Les victimes du franquisme font à ce titre figure d’emblèmes. En avril 1939, après la victoire militaire des « rebelles » nationalistes sur les combattants républicains, ces derniers furent massivement arrêtés, emprisonnés dans des conditions très dures, voire « franchement inhumaines », selon le cardinal Vicente Enrique y Tarancón, jugés de façon hâtive par un tribunal militaire ignorant du droit, et exécutés dans des proportions spectaculaires : jusqu’à une date assez récente, les victimes de la répression officielle franquiste étaient estimées entre 150 000 et 200 000 personnes.
En 2023, paraissait toutefois en Espagne une étude qui remettait absolument en cause non seulement ces chiffres, mais la façon dont fut menée la procédure : La represión de la posguerra.
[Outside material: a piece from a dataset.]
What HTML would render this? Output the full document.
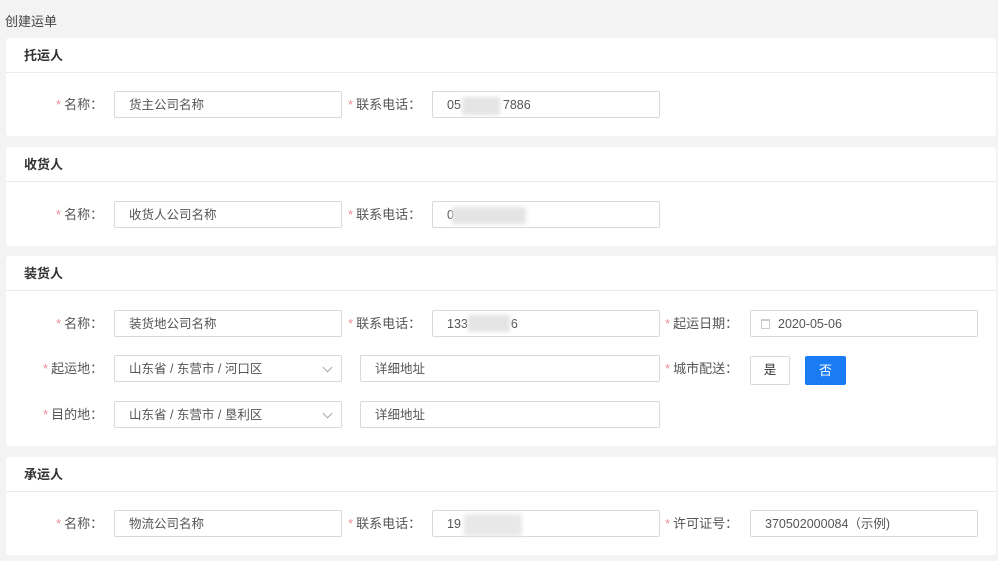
<!DOCTYPE html>
<html><head><meta charset="utf-8"><style>
*{margin:0;padding:0;box-sizing:border-box}
body{width:998px;height:561px;background:#f3f3f3;font-family:"Liberation Sans","Noto Sans CJK SC",sans-serif;font-size:13px;color:#555;position:relative;overflow:hidden}
.a{position:absolute}
.card{position:absolute;left:6px;width:990px;background:#fff;border-radius:3px}
.h{position:absolute;left:0;right:0;top:0;height:35px;border-bottom:1px solid #eaeaea;padding-left:18px;line-height:35px;font-weight:bold;color:#333;font-size:13px}
.in{position:absolute;height:27px;border:1px solid #d9d9d9;border-radius:2px;background:#fff;padding-left:14px;line-height:27px;color:#555;font-size:12.5px}
.lb{position:absolute;height:27px;line-height:28px;color:#555;font-size:13px;white-space:nowrap}
.lb b{color:#f08a9c;font-weight:normal;margin-right:3px}
.blur{position:absolute;background:#e4e4e4;filter:blur(2px)}
.chev{position:absolute;right:10px;top:8px;width:7px;height:7px;border-right:1px solid #aaa;border-bottom:1px solid #aaa;transform:rotate(45deg)}
</style></head><body>
<div class="a" style="left:5px;top:11px;font-size:13px;color:#444">创建运单</div>

<div class="card" style="top:38px;height:98px"><div class="h">托运人</div></div>
<div class="lb" style="left:56px;top:91px"><b>*</b>名称：</div>
<div class="in" style="left:114px;top:91px;width:228px">货主公司名称</div>
<div class="lb" style="left:348px;top:91px"><b>*</b>联系电话：</div>
<div class="in" style="left:432px;top:91px;width:228px">05<span style="display:inline-block;width:42px"></span>7886</div>
<div class="blur" style="left:462px;top:97px;width:38px;height:18px"></div>

<div class="card" style="top:147px;height:99px"><div class="h">收货人</div></div>
<div class="lb" style="left:56px;top:201px"><b>*</b>名称：</div>
<div class="in" style="left:114px;top:201px;width:228px">收货人公司名称</div>
<div class="lb" style="left:348px;top:201px"><b>*</b>联系电话：</div>
<div class="in" style="left:432px;top:201px;width:228px">0</div>
<div class="blur" style="left:452px;top:207px;width:74px;height:17px"></div>

<div class="card" style="top:256px;height:190px"><div class="h">装货人</div></div>
<div class="lb" style="left:56px;top:310px"><b>*</b>名称：</div>
<div class="in" style="left:114px;top:310px;width:228px">装货地公司名称</div>
<div class="lb" style="left:348px;top:310px"><b>*</b>联系电话：</div>
<div class="in" style="left:432px;top:310px;width:228px">133<span style="display:inline-block;width:43px"></span>6</div>
<div class="blur" style="left:468px;top:315px;width:42px;height:17px"></div>
<div class="lb" style="left:665px;top:310px"><b>*</b>起运日期：</div>
<div class="in" style="left:750px;top:310px;width:228px;padding-left:10px"><span style="display:inline-block;width:9px;height:10px;border:1px solid #ccc;border-top:2px solid #ccc;vertical-align:-1px;margin-right:8px"></span>2020-05-06</div>

<div class="lb" style="left:43px;top:355px"><b>*</b>起运地：</div>
<div class="in" style="left:114px;top:355px;width:228px">山东省 / 东营市 / 河口区<div class="chev"></div></div>
<div class="in" style="left:360px;top:355px;width:300px">详细地址</div>
<div class="lb" style="left:665px;top:355px"><b>*</b>城市配送：</div>
<div class="in" style="left:750px;top:356px;width:40px;padding:0;text-align:center;height:29px;line-height:27px;color:#333">是</div>
<div class="a" style="left:805px;top:356px;width:41px;height:29px;background:#1a7cf5;border-radius:2px;color:#fff;text-align:center;line-height:29px">否</div>

<div class="lb" style="left:43px;top:401px"><b>*</b>目的地：</div>
<div class="in" style="left:114px;top:401px;width:228px">山东省 / 东营市 / 垦利区<div class="chev"></div></div>
<div class="in" style="left:360px;top:401px;width:300px">详细地址</div>

<div class="card" style="top:457px;height:98px"><div class="h">承运人</div></div>
<div class="lb" style="left:56px;top:510px"><b>*</b>名称：</div>
<div class="in" style="left:114px;top:510px;width:228px">物流公司名称</div>
<div class="lb" style="left:348px;top:510px"><b>*</b>联系电话：</div>
<div class="in" style="left:432px;top:510px;width:228px">19</div>
<div class="blur" style="left:464px;top:514px;width:58px;height:22px;background:#e8e8e8"></div>
<div class="lb" style="left:665px;top:510px"><b>*</b>许可证号：</div>
<div class="in" style="left:750px;top:510px;width:228px">370502000084（示例)</div>
</body></html>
Penas de muerte por hechos cometidos durante la Guerra Civil (Ed. Actas). La traduction française vient d’en être publiée aux éditions de l’Artilleur : La Répression dans l’Espagne de Franco, 1939-1975.
Son auteur, le journaliste Miguel Platón, est le premier et le seul à ce jour à avoir dépouillé dans leur intégralité, aux archives militaires d’Avila, des documents découverts en 2010 : les dossiers des condamnations à mort constitués à partir du 1er octobre 1939. Ils mettaient en cause quelque 20.000 personnes pour leur comportement pendant la guerre civile. Les conclusions qu’il en tire pulvérisent la version officielle qui qualifie la justice franquiste d’aveugle et d’impitoyable.
« Crimes de sang »
Numériquement, d’abord : l’étude de Platón établit que les 200.000 victimes présumées exécutées sur ordre de Franco furent en réalité 14.000 à 15.000 sur la totalité des 30.000 condamnations à mort prononcées, depuis le 1er avril 1939, à une écrasante majorité pour des crimes de sang commis en dehors du front militaire.
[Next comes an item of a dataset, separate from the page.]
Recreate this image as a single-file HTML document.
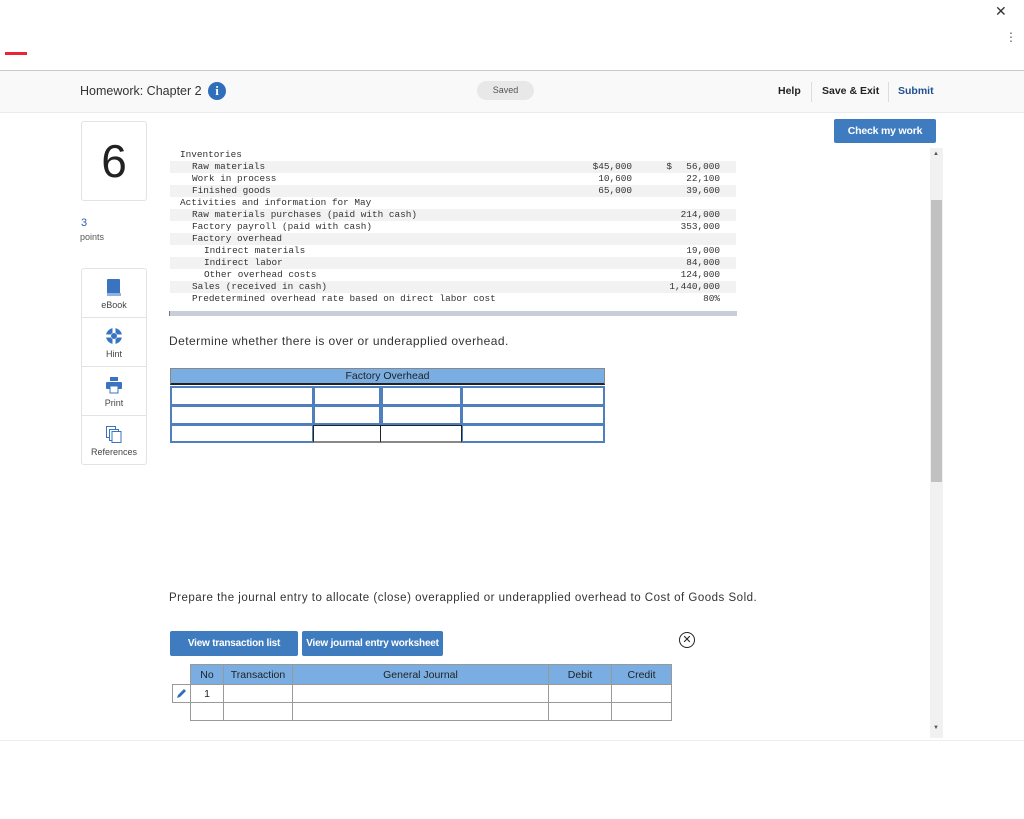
<!DOCTYPE html>
<html><head><style>
body{margin:0;width:1024px;height:819px;background:#fff;position:relative;overflow:hidden;font-family:"Liberation Sans",sans-serif;color:#333}
.a{position:absolute}
.mono{font-family:"Liberation Mono",monospace;font-size:9.4px;color:#333}
.r{position:absolute;left:170px;width:566px;height:12px;line-height:12px}
.s{background:#f2f2f2}
.n{position:absolute;text-align:right}
.side{position:absolute;left:81px;width:64px;border:1px solid #e3e3e3;border-radius:3px;background:#fff}
.si{height:48px;border-bottom:1px solid #e3e3e3;text-align:center;font-size:9px;color:#444;position:relative}
.si:last-child{border-bottom:none}
.si svg{position:absolute;left:23px;top:9px}
.si span{position:absolute;left:0;right:0;top:31px}
.btn{position:absolute;background:#3f7cbf;color:#fff;font-weight:bold;font-size:10px;text-align:center;border-radius:2px;letter-spacing:-0.2px}
table{border-collapse:collapse;table-layout:fixed}
td,th{border:1px solid #999;padding:0;font-weight:normal}
</style></head><body>
<div class="a" style="left:0;top:70px;width:1024px;height:1px;background:#c8c8c8"></div>
<div class="a" style="left:995px;top:3px;font-size:14px;color:#333">✕</div>
<div class="a" style="left:1005px;top:30px;font-size:12px;color:#555">⋮</div>
<div class="a" style="left:5px;top:52px;width:22px;height:3px;background:#e23"></div>
<div class="a" style="left:0;top:71px;width:1024px;height:41px;background:#f9f9f9;border-bottom:1px solid #ececec"></div>
<div class="a" style="left:80px;top:84px;font-size:12.5px;color:#333">Homework: Chapter 2</div>
<div class="a" style="left:208px;top:82px;width:18px;height:18px;border-radius:50%;background:#2f6fba;color:#fff;font-weight:bold;font-size:13px;text-align:center;line-height:18px;font-family:'Liberation Serif',serif">i</div>
<div class="a" style="left:477px;top:81px;width:57px;height:19px;border-radius:10px;background:#e8e8e8;font-size:9px;text-align:center;line-height:19px;color:#555">Saved</div>
<div class="a" style="left:778px;top:85px;font-size:10.5px;font-weight:bold;color:#222">Help</div>
<div class="a" style="left:811px;top:82px;width:1px;height:20px;background:#ddd"></div>
<div class="a" style="left:822px;top:85px;font-size:10.5px;font-weight:bold;color:#222">Save &amp; Exit</div>
<div class="a" style="left:888px;top:82px;width:1px;height:20px;background:#ddd"></div>
<div class="a" style="left:898px;top:85px;font-size:10.5px;font-weight:bold;color:#1f4f8f">Submit</div>
<div class="btn" style="left:834px;top:119px;width:102px;height:24px;line-height:24px;font-size:10.5px">Check my work</div>
<div class="a" style="left:930px;top:148px;width:13px;height:590px;background:#f1f1f1"></div>
<div class="a" style="left:931px;top:200px;width:11px;height:282px;background:#c1c1c1"></div>
<div class="a" style="left:933px;top:151px;font-size:6px;color:#555">▲</div>
<div class="a" style="left:933px;top:725px;font-size:6px;color:#555">▼</div>
<div class="a" style="left:81px;top:121px;width:64px;height:78px;border:1px solid #e3e3e3;border-radius:3px;text-align:center;font-size:46px;line-height:78px;color:#222">6</div>
<div class="a" style="left:81px;top:217px;font-size:11px;color:#2f5f9f">3</div>
<div class="a" style="left:80px;top:232px;font-size:9px;color:#555">points</div>
<div class="side" style="top:268px">
<div class="si"><svg width="17" height="19"><rect x="2" y="1" width="13" height="16" rx="1" fill="#3a74c0"/><rect x="2" y="15" width="14" height="3" fill="#8fb3e0"/></svg><span>eBook</span></div>
<div class="si"><svg width="18" height="18"><circle cx="9" cy="9" r="8" fill="#3a74c0"/><circle cx="9" cy="9" r="3.5" fill="#fff"/><rect x="7.5" y="1" width="3" height="16" fill="#fff"/><rect x="1" y="7.5" width="16" height="3" fill="#fff"/><circle cx="9" cy="9" r="3" fill="#3a74c0"/></svg><span>Hint</span></div>
<div class="si"><svg width="18" height="18"><rect x="5" y="1" width="8" height="4" fill="#3a74c0"/><rect x="1" y="6" width="16" height="7" rx="1" fill="#3a74c0"/><rect x="5" y="10" width="8" height="7" fill="#fff" stroke="#3a74c0"/></svg><span>Print</span></div>
<div class="si"><svg width="18" height="18"><rect x="1.5" y="1.5" width="9" height="11" fill="#fff" stroke="#3a74c0"/><rect x="4.5" y="4.5" width="9" height="11" fill="#fff" stroke="#3a74c0"/><rect x="7" y="6.5" width="9" height="11" fill="#fff" stroke="#3a74c0"/></svg><span>References</span></div>
</div>
<div class="mono">
<div class="r" style="top:149px"><span style="margin-left:10px">Inventories</span></div>
<div class="r s" style="top:161px"><span style="margin-left:22px">Raw materials</span><span class="n" style="right:104px">$45,000</span><span class="n" style="right:64px">$</span><span class="n" style="right:16px">56,000</span></div>
<div class="r" style="top:173px"><span style="margin-left:22px">Work in process</span><span class="n" style="right:104px">10,600</span><span class="n" style="right:16px">22,100</span></div>
<div class="r s" style="top:185px"><span style="margin-left:22px">Finished goods</span><span class="n" style="right:104px">65,000</span><span class="n" style="right:16px">39,600</span></div>
<div class="r" style="top:197px"><span style="margin-left:10px">Activities and information for May</span></div>
<div class="r s" style="top:209px"><span style="margin-left:22px">Raw materials purchases (paid with cash)</span><span class="n" style="right:16px">214,000</span></div>
<div class="r" style="top:221px"><span style="margin-left:22px">Factory payroll (paid with cash)</span><span class="n" style="right:16px">353,000</span></div>
<div class="r s" style="top:233px"><span style="margin-left:22px">Factory overhead</span></div>
<div class="r" style="top:245px"><span style="margin-left:34px">Indirect materials</span><span class="n" style="right:16px">19,000</span></div>
<div class="r s" style="top:257px"><span style="margin-left:34px">Indirect labor</span><span class="n" style="right:16px">84,000</span></div>
<div class="r" style="top:269px"><span style="margin-left:34px">Other overhead costs</span><span class="n" style="right:16px">124,000</span></div>
<div class="r s" style="top:281px"><span style="margin-left:22px">Sales (received in cash)</span><span class="n" style="right:16px">1,440,000</span></div>
<div class="r" style="top:293px"><span style="margin-left:22px">Predetermined overhead rate based on direct labor cost</span><span class="n" style="right:16px">80%</span></div>
</div>
<div class="a" style="left:169px;top:311px;width:567px;height:5px;background:#c9cdd8;border-left:1px solid #777"></div>
<div class="a" style="left:169px;top:334px;font-size:12px;letter-spacing:0.45px;color:#333">Determine whether there is over or underapplied overhead.</div>
<div class="a" style="left:170px;top:368px;width:435px;height:17px;background:#7aaee3;border:1px solid #888;border-bottom:2px solid #222;box-sizing:border-box;text-align:center;font-size:10.5px;line-height:15px;color:#222">Factory Overhead</div>
<div class="a" style="left:170px;top:386px;width:435px;height:57px;background:#4f7fbf"></div>
<div class="a" style="left:172px;top:388px;width:140px;height:16px;background:#fff"></div>
<div class="a" style="left:315px;top:388px;width:64px;height:16px;background:#fff"></div>
<div class="a" style="left:383px;top:388px;width:77px;height:16px;background:#fff"></div>
<div class="a" style="left:463px;top:388px;width:140px;height:16px;background:#fff"></div>
<div class="a" style="left:172px;top:407px;width:140px;height:16px;background:#fff"></div>
<div class="a" style="left:315px;top:407px;width:64px;height:16px;background:#fff"></div>
<div class="a" style="left:383px;top:407px;width:77px;height:16px;background:#fff"></div>
<div class="a" style="left:463px;top:407px;width:140px;height:16px;background:#fff"></div>
<div class="a" style="left:172px;top:426px;width:140px;height:15px;background:#fff"></div>
<div class="a" style="left:313px;top:425px;width:68px;height:18px;background:#fff;border:1px solid #222;box-sizing:border-box;border-bottom:2px solid #888"></div>
<div class="a" style="left:381px;top:425px;width:81px;height:18px;background:#fff;border:1px solid #222;box-sizing:border-box;border-left:none;border-bottom:2px solid #888"></div>
<div class="a" style="left:463px;top:426px;width:140px;height:15px;background:#fff"></div>
<div class="a" style="left:169px;top:592px;font-size:11.5px;letter-spacing:0.5px;color:#333">Prepare the journal entry to allocate (close) overapplied or underapplied overhead to Cost of Goods Sold.</div>
<div class="btn" style="left:170px;top:631px;width:128px;height:25px;line-height:25px">View transaction list</div>
<div class="btn" style="left:302px;top:631px;width:141px;height:25px;line-height:25px">View journal entry worksheet</div>
<div class="a" style="left:679px;top:632px;width:14px;height:14px;border:1.5px solid #222;border-radius:50%;text-align:center;font-size:11px;line-height:14px;color:#222">✕</div>
<table class="a" style="left:190px;top:664px;width:482px;font-size:10.5px;color:#222">
<tr style="background:#7aaee3;height:20px"><th style="width:32px">No</th><th style="width:68px">Transaction</th><th style="width:255px">General Journal</th><th style="width:62px">Debit</th><th>Credit</th></tr>
<tr style="height:18px"><td style="text-align:center">1</td><td></td><td></td><td></td><td></td></tr>
<tr style="height:18px"><td></td><td></td><td></td><td></td><td></td></tr>
</table>
<div class="a" style="left:172px;top:684px;width:18px;height:19px;border:1px solid #999;border-right:none;box-sizing:border-box"><svg width="17" height="17"><path d="M4 13 L5 10 L11 4 L13 6 L7 12 Z" fill="#2f6fba"/></svg></div>
<div class="a" style="left:0;top:740px;width:1024px;height:1px;background:#eee"></div>
</body></html>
Il attire l’attention de son lecteur, plus encore, sur la notion même de victime, employée aujourd’hui dans un sens unilatéral qu’il conteste : « D’une manière générale, il est absurde de considérer tous les exécutés de l’après-guerre comme des “victimes du franquisme” ». Car « les vraies victimes étaient celles que les condamnés avaient tuées, torturées, violées ou volées. Il s’agissait de victimes, au sens politique, de la gauche révolutionnaire qui régnait dans la zone républicaine ».
« Le viol, le vol et l’assassinat sous le prétexte du fascisme étaient notre pain quotidien » Enrique García Torres, lieutenant procureur à Valence en 1936
La répression à l’arrière, durant la guerre, avait été lourde des deux côtés. On estime les victimes civiles des républicains entre 45.000 et 50.000 personnes sur un territoire de plus en plus petit, exécutées du fait de leurs opinions droitières, de leur foi chrétienne ou de leur position sociale. Le témoignage de l’avocat Enrique García Torres, alors lieutenant procureur à Valence, laisse imaginer ce que furent ces « crimes de sang » et le chaos de ces années de guerre.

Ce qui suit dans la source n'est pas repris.